Question

Find an expression for $$\frac{d}{d t}[\mathbf{u}(t) \cdot(\mathbf{v}(t) \times \mathbf{w}(t))]$$

Answer

**step1 Identify the Derivative Rules Needed**

The problem asks for the derivative of a scalar triple product, which is a dot product of a vector with a cross product of two other vectors. To solve this, we need to recall the product rules for both dot products and cross products of vector-valued functions.
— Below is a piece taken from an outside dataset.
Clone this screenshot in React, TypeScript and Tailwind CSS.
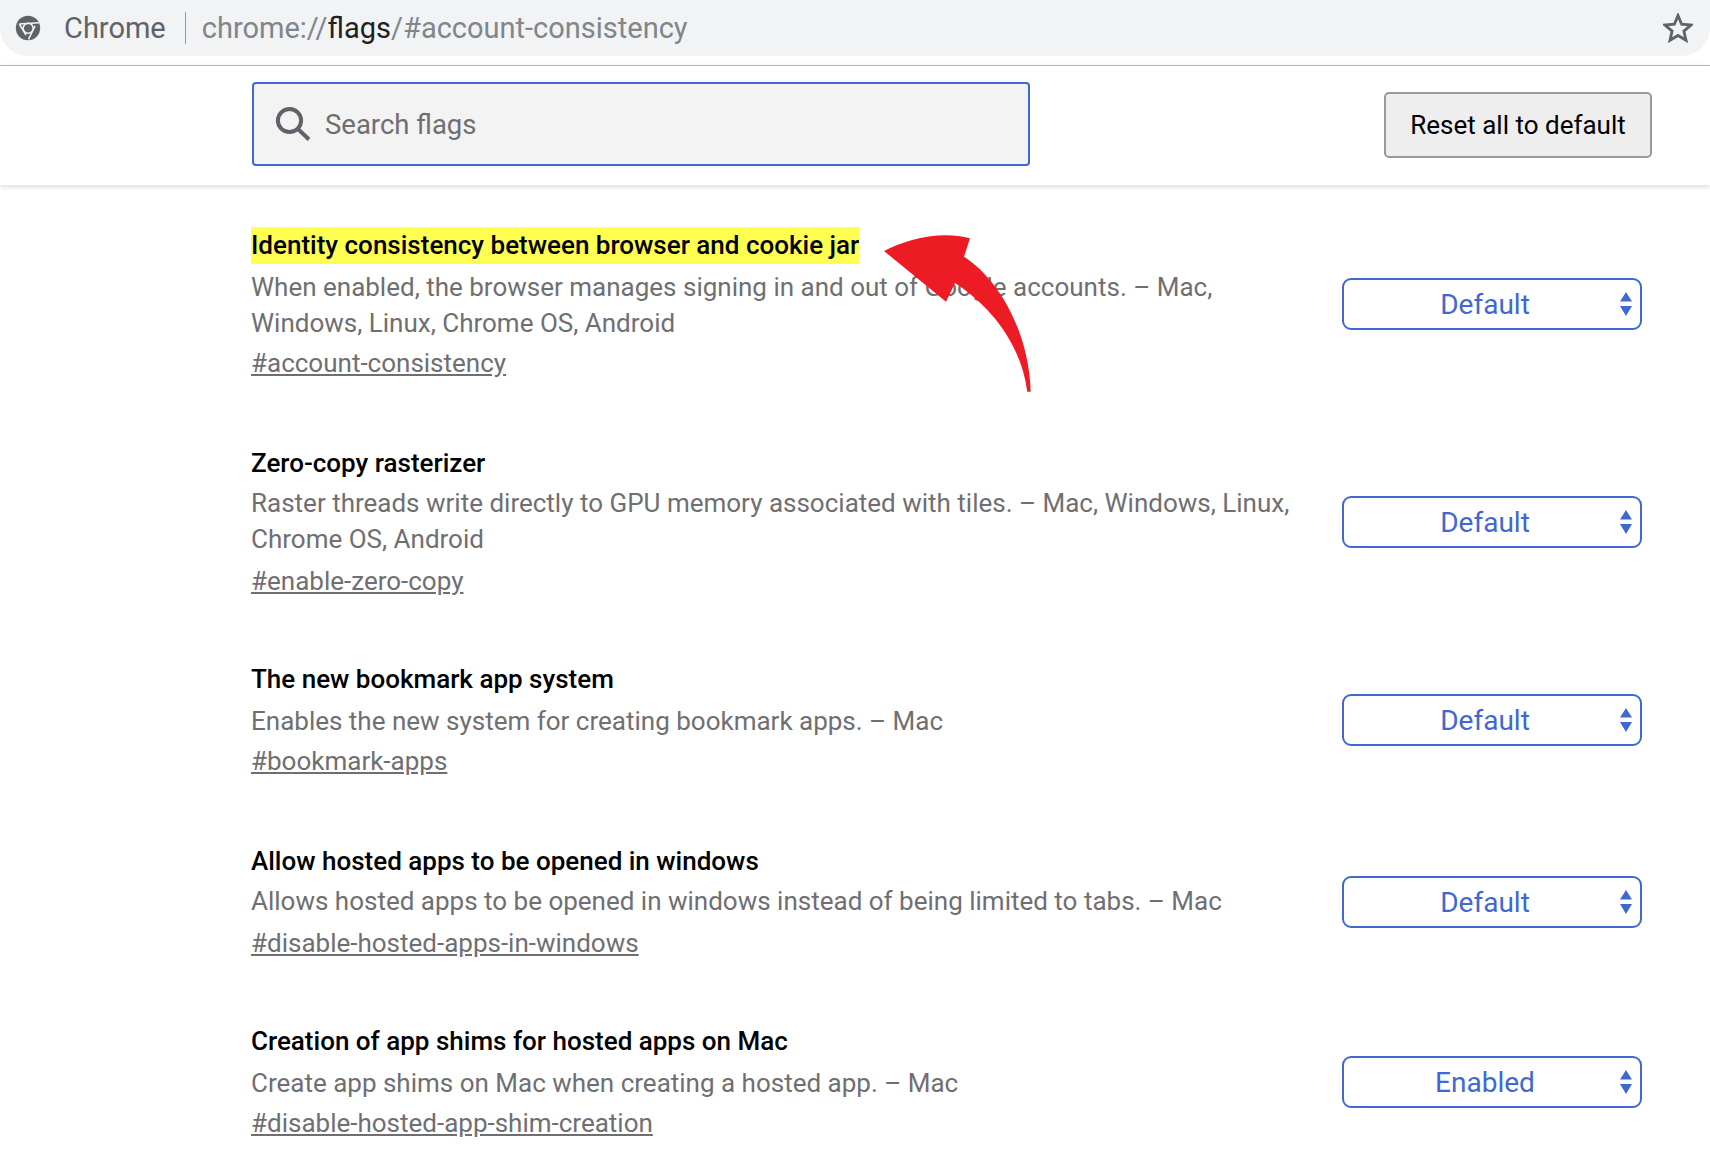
const rows = [
  { title: "Identity consistency between browser and cookie jar", highlight: true, desc: ["When enabled, the browser manages signing in and out of Google accounts. – Mac,", "Windows, Linux, Chrome OS, Android"], link: "#account-consistency", value: "Default", top: "mt-[42px]", dm: "mt-[6px]", lm: "mt-[4px]", sm: "mt-[51px]" },
  { title: "Zero-copy rasterizer", desc: ["Raster threads write directly to GPU memory associated with tiles. – Mac, Windows, Linux,", "Chrome OS, Android"], link: "#enable-zero-copy", value: "Default", top: "mt-[64px]", dm: "mt-[4px]", lm: "mt-[6px]", sm: "mt-[51px]" },
  { title: "The new bookmark app system", desc: ["Enables the new system for creating bookmark apps. – Mac"], link: "#bookmark-apps", value: "Default", top: "mt-[62px]", dm: "mt-[6px]", lm: "mt-[4px]", sm: "mt-[33px]" },
  { title: "Allow hosted apps to be opened in windows", desc: ["Allows hosted apps to be opened in windows instead of being limited to tabs. – Mac"], link: "#disable-hosted-apps-in-windows", value: "Default", top: "mt-[64px]", dm: "mt-[4px]", lm: "mt-[6px]", sm: "mt-[33px]" },
  { title: "Creation of app shims for hosted apps on Mac", desc: ["Create app shims on Mac when creating a hosted app. – Mac"], link: "#disable-hosted-app-shim-creation", value: "Enabled", top: "mt-[62px]", dm: "mt-[6px]", lm: "mt-[4px]", sm: "mt-[33px]" },
];

function ChromeLogo() {
  return (
    <svg width="26" height="26" viewBox="0 0 26 26" className="shrink-0">
      <circle cx="13" cy="13" r="12.2" fill="#5f6368" />
      <circle cx="13.2" cy="13.2" r="5" fill="#5f6368" stroke="#f1f3f4" strokeWidth="1.5" />
      <path d="M4.3 9 L24 7.7 M4.3 9 L11 20 M20 11 L13.5 24.3" stroke="#f1f3f4" strokeWidth="1.5" fill="none" />
    </svg>
  );
}

function Select({ value, className }: { value: string; className: string }) {
  return (
    <div className={`relative flex h-[52px] w-[300px] shrink-0 items-center justify-center rounded-[9px] border-2 border-[#3f68d0] bg-white pr-[14px] pt-[2px] text-[28px] text-[#3f68d0] ${className}`}>
      {value}
      <svg width="14" height="24" viewBox="0 0 14 24" className="absolute right-[7px] top-[12px]" fill="#3f68d0">
        <path d="M7 0 L13 9.5 H1 Z" />
        <path d="M1 14 H13 L7 24 Z" />
      </svg>
    </div>
  );
}

export default function App() {
  return (
    <div className="relative h-[1158px] w-[1710px] overflow-hidden bg-white font-['Roboto',sans-serif]">
      <div className="flex h-[56px] items-center rounded-b-[28px] bg-[#f1f3f4] pl-[15px] pr-[17px]">
        <ChromeLogo />
        <span className="ml-[23px] mt-[2px] text-[29px] text-[#5f6368]">Chrome</span>
        <div className="ml-[19px] h-[32px] w-px bg-[#9a9a9a]" />
        <div className="ml-[16px] mt-[2px] flex-1 text-[29px] text-[#80868b]">
          chrome://<span className="text-[#202124]">flags</span>/#account-consistency
        </div>
        <svg width="30" height="30" viewBox="0 0 30 30" fill="none" stroke="#5f6368" strokeWidth="2.8">
          <path d="M15 2.5 L18.6 11.2 L28 12 L20.9 18.1 L23 27.3 L15 22.5 L7 27.3 L9.1 18.1 L2 12 L11.4 11.2 Z" />
        </svg>
      </div>
      <div className="mt-[9px] h-[120px] border-t border-[#b5b5b5] shadow-[0_2px_5px_rgba(0,0,0,0.14)]">
        <div className="flex items-start pl-[252px]">
          <div className="mt-[16px] flex h-[84px] w-[778px] items-center rounded-[4px] border-2 border-[#3f68d0] bg-[#f3f3f3] pl-[21px]">
            <svg width="36" height="36" viewBox="0 0 36 36" fill="none" stroke="#5f6368" strokeWidth="4" className="shrink-0">
              <circle cx="14.5" cy="14.5" r="11.6" />
              <path d="M23 23 L34 33.5" />
            </svg>
            <span className="ml-[14px] mt-[2px] text-[27.5px] text-[#6f6f6f]">Search flags</span>
          </div>
          <div className="ml-[354px] mt-[26px] flex h-[66px] w-[268px] items-center justify-center rounded-[5px] border-2 border-[#9a9a9a] bg-[#eeeeee] text-[26px] text-black">
            Reset all to default
          </div>
        </div>
      </div>
      <div className="pl-[251px] pr-[68px]">
        {rows.map((r) => (
          <div key={r.title} className={`flex items-start justify-between ${r.top}`}>
            <div className="w-[1060px]">
              <div className="h-[36px] text-[26px] font-medium leading-[36px] text-black">
                <span className={r.highlight ? "inline-block h-[37px] bg-[#ffff52]" : "inline-block"}>{r.title}</span>
              </div>
              <div className={`text-[26px] leading-[36px] text-[#6f6f72] ${r.dm}`}>
                {r.desc.map((d) => (
                  <div key={d} className="whitespace-nowrap">{d}</div>
                ))}
              </div>
              <div className={`text-[26px] leading-[36px] text-[#6f6f72] underline ${r.lm}`}>{r.link}</div>
            </div>
            <Select value={r.value} className={r.sm} />
          </div>
        ))}
      </div>
      <svg width="160" height="170" viewBox="0 0 160 170" className="absolute left-[875px] top-[228px]">
        <path d="M9 23 C30 12 65 2 95 10.3 L89 28.7 C125 52 154 105 155.7 163.7 L152.3 163.7 C146 115 115 78 80 55 L71 73.7 Z" fill="#ed1c24" />
      </svg>
    </div>
  );
}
The derivative of a dot product of two vector functions, $$\mathbf{A}(t)$$ and $$\mathbf{B}(t)$$, is given by:

$$ \frac{d}{dt} (\mathbf{A}(t) \cdot \mathbf{B}(t)) = \mathbf{A}'(t) \cdot \mathbf{B}(t) + \mathbf{A}(t) \cdot \mathbf{B}'(t) $$

The derivative of a cross product of two vector functions, $$\mathbf{V}(t)$$ and $$\mathbf{W}(t)$$, is given by:

$$ \frac{d}{dt} (\mathbf{V}(t) \times \mathbf{W}(t)) = \mathbf{V}'(t) \times \mathbf{W}(t) + \mathbf{V}(t) \times \mathbf{W}'(t) $$

**step2 Apply the Dot Product Rule**

Let the given expression be $$f(t) = \mathbf{u}(t) \cdot (\mathbf{v}(t) \times \mathbf{w}(t))$$. We can consider $$\mathbf{A}(t) = \mathbf{u}(t)$$ and $$\mathbf{B}(t) = \mathbf{v}(t) \times \mathbf{w}(t)$$. Applying the product rule for dot products, we get:

$$ \frac{d}{dt}[\mathbf{u}(t) \cdot(\mathbf{v}(t) \times \mathbf{w}(t))] = \mathbf{u}'(t) \cdot (\mathbf{v}(t) \times \mathbf{w}(t)) + \mathbf{u}(t) \cdot \left(\frac{d}{dt}(\mathbf{v}(t) \times \mathbf{w}(t))\right) $$

**step3 Apply the Cross Product Rule to the Second Term**

Now we need to find the derivative of the cross product term, $$\frac{d}{dt}(\mathbf{v}(t) \times \mathbf{w}(t))$$. Using the product rule for cross products from Step 1, where $$\mathbf{V}(t) = \mathbf{v}(t)$$ and $$\mathbf{W}(t) = \mathbf{w}(t)$$, we find:

$$ \frac{d}{dt}(\mathbf{v}(t) \times \mathbf{w}(t)) = \mathbf{v}'(t) \times \mathbf{w}(t) + \mathbf{v}(t) \times \mathbf{w}'(t) $$

**step4 Substitute and Expand the Expression**

Substitute the result from Step 3 back into the expression from Step 2. Then, distribute the dot product over the sum of the two cross product terms. The dot product distributes over vector addition, meaning $$\mathbf{A} \cdot (\mathbf{B} + \mathbf{C}) = \mathbf{A} \cdot \mathbf{B} + \mathbf{A} \cdot \mathbf{C}$$.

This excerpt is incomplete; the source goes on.